Über 100.000 Euro flossen an Berater, dessen tatsächliche Leistung nebulös bleibt
Eben diese Beseitigung des Schimmelschadens ist Teil der Anklage. Rinas hatte hierfür einen ihm nahen Berater eingeschaltet, der, mittlerweile verstorben, „als Mädchen für alles“ eingesetzt war: Wenn Möbel für die Unterbringung rumänischer Praktikanten zu liefern waren, ein großer Posten Waschhandschuhe in Mazedonien geordert, die Wäscherei aufgelöst wurde oder eben jener Schimmelschaden im Haus Kuhlendahl zu sanieren war – stets erschien S. in den Augen von Rinas offenbar als geeignet, sich der jeweiligen Sache anzunehmen. In Unterlagen zum Ermittlungsverfahren war seinerzeit aufgeführt, dass S. für seine nebulösen Tätigkeiten 111.000 Euro kassiert haben soll. Angeklagt ist Rinas in diesem Zusammenhang wegen des Verdachts der Untreue.

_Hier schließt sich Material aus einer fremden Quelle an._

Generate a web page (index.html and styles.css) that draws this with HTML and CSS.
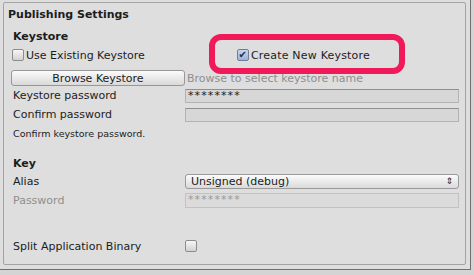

„Ich darf es mal salopp formulieren: Er war für mich eine komische Figur“, erinnerte sich Mühlenbeck jetzt an S., dass ihm dieser trotz seiner Omnipräsenz nie durch „substanziell hilfreiches Tun“ aufgefallen sei. Ähnlich hatten sich bereits andere Zeugen geäußert. Laut Mühlenbeck soll ihm jener Berater, „ein Kontakt von Herrn Rinas“, erstmals bekannt geworden sein, als dieser auf Geheiß seines Co-Geschäftsführers durch die drei Seniorenheime der städtischen Tochtergesellschaft geschickt worden sei, um diese als verdeckter Kunde auf ihre Kundenfreundlichkeit hin abzuklopfen. Ob er jemals selbst bei Beauftragungen von S. involviert gewesen sei? Mühlenbeck gab an, sich daran nicht zu erinnern.
Gericht hat viele Fragen zu umsatzträchtigen Auftragsvergaben an Rinas-Netzwerk
Das Gericht löcherte Ex-Geschäftsführer Mühlenbeck zu allerlei umsatzträchtigen Aufträgen, die Rinas laut Anklage unter Missachtung der Vergaberegeln insbesondere an ihm vertraute Geschäftspartner verteilt haben soll. Und im Rahmen derer Rinas auch vorgeworfen wird, sich bestechen lassen zu haben. Mühlenbeck konnte zur Aufklärung nicht sonderlich viel betragen. Er machte für seine kurze Zeit als Co-Geschäftsführer von Rinas geltend, dass er, weil sein Abschied von den Seniorendiensten absehbar war, „in vielen Dingen nicht mehr involviert war“. Die Zuständigkeiten von ihm und Rinas seien von Anfang an strikt getrennt gewesen.
Der Vorsitzende Richter am Landgericht bekam von Mühlenbeck wenige belastbare Antworten. Den nächsten Anlauf will er 13. Juli machen, wenn weitere Zeugen zum Gericht geladen sind. Das Prozessende ist aktuell für Mitte August geplant.